Task description »
Print exactly the lines below between the line containing "Emit a component" and the line containing "import React from 'react';", counting both of those lines. Leave pictures out.

Web page code records »
◇ ◇ ◇

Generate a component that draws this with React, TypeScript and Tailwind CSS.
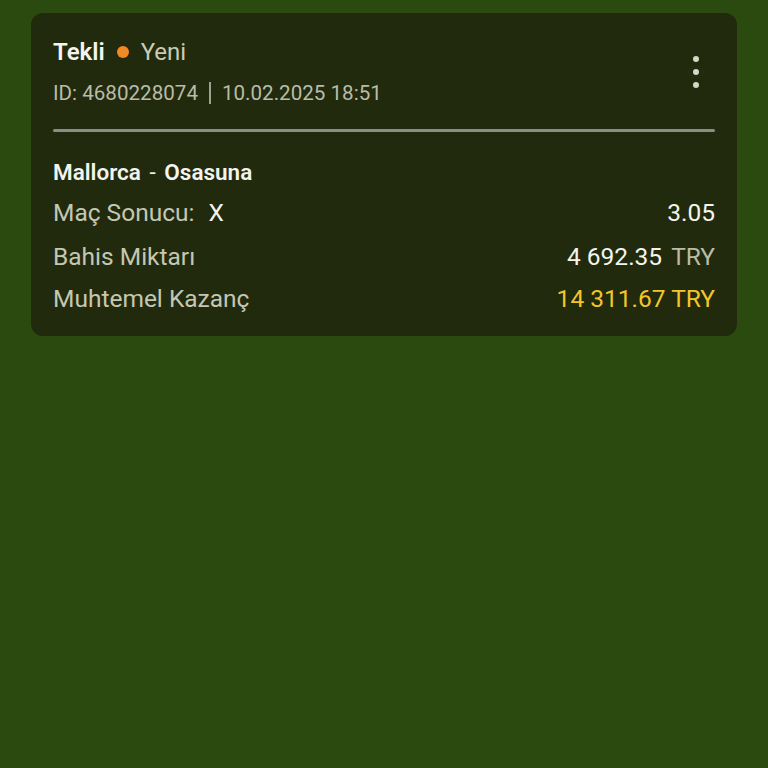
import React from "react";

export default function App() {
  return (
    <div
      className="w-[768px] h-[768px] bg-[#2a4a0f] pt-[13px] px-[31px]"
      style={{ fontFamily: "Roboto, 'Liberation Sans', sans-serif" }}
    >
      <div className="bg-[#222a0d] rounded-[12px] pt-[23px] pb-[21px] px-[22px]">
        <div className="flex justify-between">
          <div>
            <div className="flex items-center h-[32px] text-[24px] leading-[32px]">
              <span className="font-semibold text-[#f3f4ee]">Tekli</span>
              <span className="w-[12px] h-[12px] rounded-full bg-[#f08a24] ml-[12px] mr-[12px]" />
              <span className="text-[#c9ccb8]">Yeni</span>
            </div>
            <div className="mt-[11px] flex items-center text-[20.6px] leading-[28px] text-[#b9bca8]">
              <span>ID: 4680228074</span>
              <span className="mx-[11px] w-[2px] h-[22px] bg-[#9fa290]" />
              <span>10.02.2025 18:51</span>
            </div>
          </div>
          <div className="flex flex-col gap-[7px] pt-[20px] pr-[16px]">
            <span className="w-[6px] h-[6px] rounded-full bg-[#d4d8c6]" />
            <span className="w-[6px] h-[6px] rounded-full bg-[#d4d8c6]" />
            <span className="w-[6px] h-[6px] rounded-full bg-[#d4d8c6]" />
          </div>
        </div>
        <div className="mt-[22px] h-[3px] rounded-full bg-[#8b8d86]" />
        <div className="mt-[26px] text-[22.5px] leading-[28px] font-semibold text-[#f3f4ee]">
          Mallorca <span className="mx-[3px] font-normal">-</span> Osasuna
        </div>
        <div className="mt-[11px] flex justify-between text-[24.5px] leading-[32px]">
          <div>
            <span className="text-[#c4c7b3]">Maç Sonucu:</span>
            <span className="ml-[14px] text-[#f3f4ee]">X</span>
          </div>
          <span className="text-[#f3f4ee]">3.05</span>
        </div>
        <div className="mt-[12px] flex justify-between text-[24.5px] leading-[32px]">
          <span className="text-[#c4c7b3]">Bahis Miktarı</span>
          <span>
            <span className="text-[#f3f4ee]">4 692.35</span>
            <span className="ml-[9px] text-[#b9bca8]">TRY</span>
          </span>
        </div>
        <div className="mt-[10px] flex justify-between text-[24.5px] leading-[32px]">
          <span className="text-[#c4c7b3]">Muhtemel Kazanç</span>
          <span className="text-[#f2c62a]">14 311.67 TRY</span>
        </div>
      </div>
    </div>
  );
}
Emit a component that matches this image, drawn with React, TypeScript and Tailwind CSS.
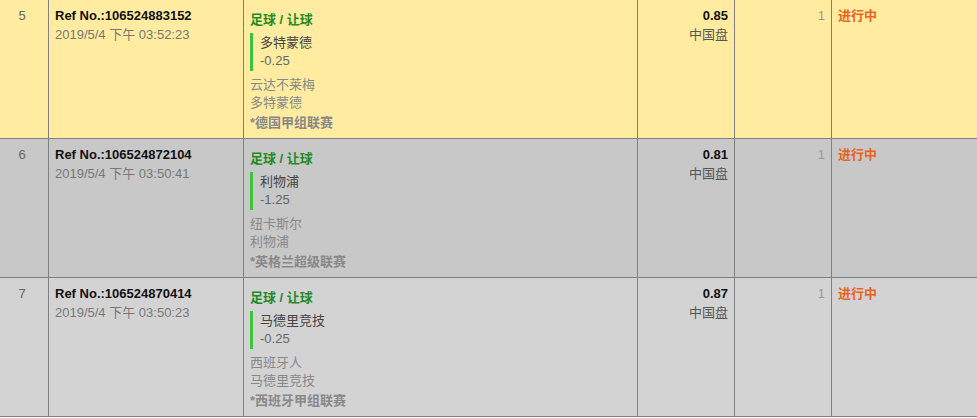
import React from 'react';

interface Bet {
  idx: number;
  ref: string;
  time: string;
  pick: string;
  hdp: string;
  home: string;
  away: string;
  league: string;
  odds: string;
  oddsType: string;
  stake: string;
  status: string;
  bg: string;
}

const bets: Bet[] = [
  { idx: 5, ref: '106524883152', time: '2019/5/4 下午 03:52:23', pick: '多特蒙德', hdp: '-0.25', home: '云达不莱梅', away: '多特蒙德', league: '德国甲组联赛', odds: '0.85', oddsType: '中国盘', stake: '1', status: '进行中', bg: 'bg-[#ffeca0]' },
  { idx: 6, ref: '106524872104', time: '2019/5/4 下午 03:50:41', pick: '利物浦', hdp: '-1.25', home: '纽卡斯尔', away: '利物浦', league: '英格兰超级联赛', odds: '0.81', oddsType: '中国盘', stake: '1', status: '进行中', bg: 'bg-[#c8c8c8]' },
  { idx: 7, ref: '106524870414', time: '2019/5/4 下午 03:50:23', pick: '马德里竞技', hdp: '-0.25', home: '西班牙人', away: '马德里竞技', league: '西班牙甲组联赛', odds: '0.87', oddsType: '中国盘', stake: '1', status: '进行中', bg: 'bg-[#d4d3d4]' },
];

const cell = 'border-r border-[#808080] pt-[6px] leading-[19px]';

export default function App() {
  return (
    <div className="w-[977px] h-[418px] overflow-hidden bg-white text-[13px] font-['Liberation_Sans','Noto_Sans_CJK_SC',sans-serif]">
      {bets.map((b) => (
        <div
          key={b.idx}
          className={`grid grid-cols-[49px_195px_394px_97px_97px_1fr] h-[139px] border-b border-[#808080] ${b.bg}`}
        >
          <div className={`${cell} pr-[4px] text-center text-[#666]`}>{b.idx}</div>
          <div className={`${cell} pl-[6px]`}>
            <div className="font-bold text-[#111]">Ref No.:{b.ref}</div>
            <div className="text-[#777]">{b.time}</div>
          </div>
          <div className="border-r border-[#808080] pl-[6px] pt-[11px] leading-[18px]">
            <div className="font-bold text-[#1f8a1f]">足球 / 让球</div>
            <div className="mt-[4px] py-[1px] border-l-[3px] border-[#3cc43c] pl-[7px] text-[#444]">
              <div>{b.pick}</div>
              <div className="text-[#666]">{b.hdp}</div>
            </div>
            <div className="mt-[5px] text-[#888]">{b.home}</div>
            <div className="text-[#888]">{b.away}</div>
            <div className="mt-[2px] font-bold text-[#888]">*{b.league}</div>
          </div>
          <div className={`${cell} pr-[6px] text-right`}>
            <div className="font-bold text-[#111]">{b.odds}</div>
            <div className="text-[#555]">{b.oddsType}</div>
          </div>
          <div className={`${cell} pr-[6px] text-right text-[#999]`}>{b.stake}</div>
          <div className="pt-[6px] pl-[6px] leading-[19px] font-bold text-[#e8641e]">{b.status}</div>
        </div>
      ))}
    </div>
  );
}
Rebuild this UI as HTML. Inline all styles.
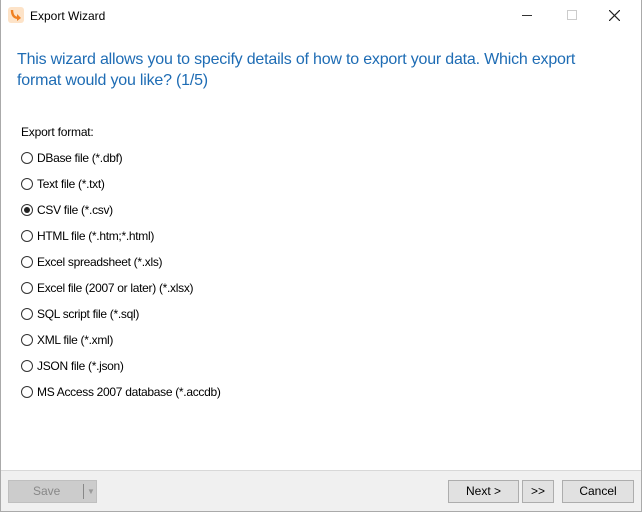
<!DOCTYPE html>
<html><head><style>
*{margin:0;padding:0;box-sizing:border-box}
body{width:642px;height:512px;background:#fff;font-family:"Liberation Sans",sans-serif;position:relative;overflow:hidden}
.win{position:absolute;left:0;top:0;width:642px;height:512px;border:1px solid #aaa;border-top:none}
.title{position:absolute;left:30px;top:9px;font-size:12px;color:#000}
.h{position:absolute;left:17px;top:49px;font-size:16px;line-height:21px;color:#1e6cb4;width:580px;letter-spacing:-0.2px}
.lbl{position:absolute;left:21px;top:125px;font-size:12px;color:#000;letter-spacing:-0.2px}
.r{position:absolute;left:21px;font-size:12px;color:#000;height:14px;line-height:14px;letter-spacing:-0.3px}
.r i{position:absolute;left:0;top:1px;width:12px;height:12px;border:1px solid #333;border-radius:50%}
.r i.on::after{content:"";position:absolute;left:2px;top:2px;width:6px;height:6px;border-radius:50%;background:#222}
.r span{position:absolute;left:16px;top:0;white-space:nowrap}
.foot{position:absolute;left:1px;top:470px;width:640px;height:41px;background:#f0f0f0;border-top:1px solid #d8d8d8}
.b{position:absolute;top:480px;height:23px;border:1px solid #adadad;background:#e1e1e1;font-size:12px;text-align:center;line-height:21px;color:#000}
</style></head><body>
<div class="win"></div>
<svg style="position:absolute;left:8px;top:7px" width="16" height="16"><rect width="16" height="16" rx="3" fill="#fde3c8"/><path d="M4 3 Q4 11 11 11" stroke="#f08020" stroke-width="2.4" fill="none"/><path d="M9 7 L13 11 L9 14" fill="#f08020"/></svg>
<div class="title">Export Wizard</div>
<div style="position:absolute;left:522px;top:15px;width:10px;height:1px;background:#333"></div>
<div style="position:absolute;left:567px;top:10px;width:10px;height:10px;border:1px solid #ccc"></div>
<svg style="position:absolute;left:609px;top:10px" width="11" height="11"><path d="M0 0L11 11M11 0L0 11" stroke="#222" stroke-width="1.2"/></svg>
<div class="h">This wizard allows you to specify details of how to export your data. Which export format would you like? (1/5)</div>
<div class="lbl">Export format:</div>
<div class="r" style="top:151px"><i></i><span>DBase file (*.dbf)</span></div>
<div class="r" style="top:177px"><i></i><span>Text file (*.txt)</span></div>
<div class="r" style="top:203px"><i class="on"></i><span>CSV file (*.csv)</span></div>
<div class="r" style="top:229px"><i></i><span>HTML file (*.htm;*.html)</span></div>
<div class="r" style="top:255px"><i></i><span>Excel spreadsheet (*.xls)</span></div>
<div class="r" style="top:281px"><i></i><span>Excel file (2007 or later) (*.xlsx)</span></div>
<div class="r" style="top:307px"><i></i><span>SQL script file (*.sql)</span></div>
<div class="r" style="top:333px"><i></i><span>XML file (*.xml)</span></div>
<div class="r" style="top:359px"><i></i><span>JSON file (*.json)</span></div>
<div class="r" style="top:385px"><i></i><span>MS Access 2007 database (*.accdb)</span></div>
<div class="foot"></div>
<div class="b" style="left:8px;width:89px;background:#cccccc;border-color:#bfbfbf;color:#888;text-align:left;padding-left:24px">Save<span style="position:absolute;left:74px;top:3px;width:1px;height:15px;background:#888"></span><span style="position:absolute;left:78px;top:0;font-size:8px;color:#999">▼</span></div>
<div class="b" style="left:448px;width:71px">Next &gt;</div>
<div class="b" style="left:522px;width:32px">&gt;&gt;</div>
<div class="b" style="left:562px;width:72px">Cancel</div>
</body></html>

◇ ◇ ◇

Result for this task »
Emit a component that matches this image, drawn with React, TypeScript and Tailwind CSS.
import React from 'react';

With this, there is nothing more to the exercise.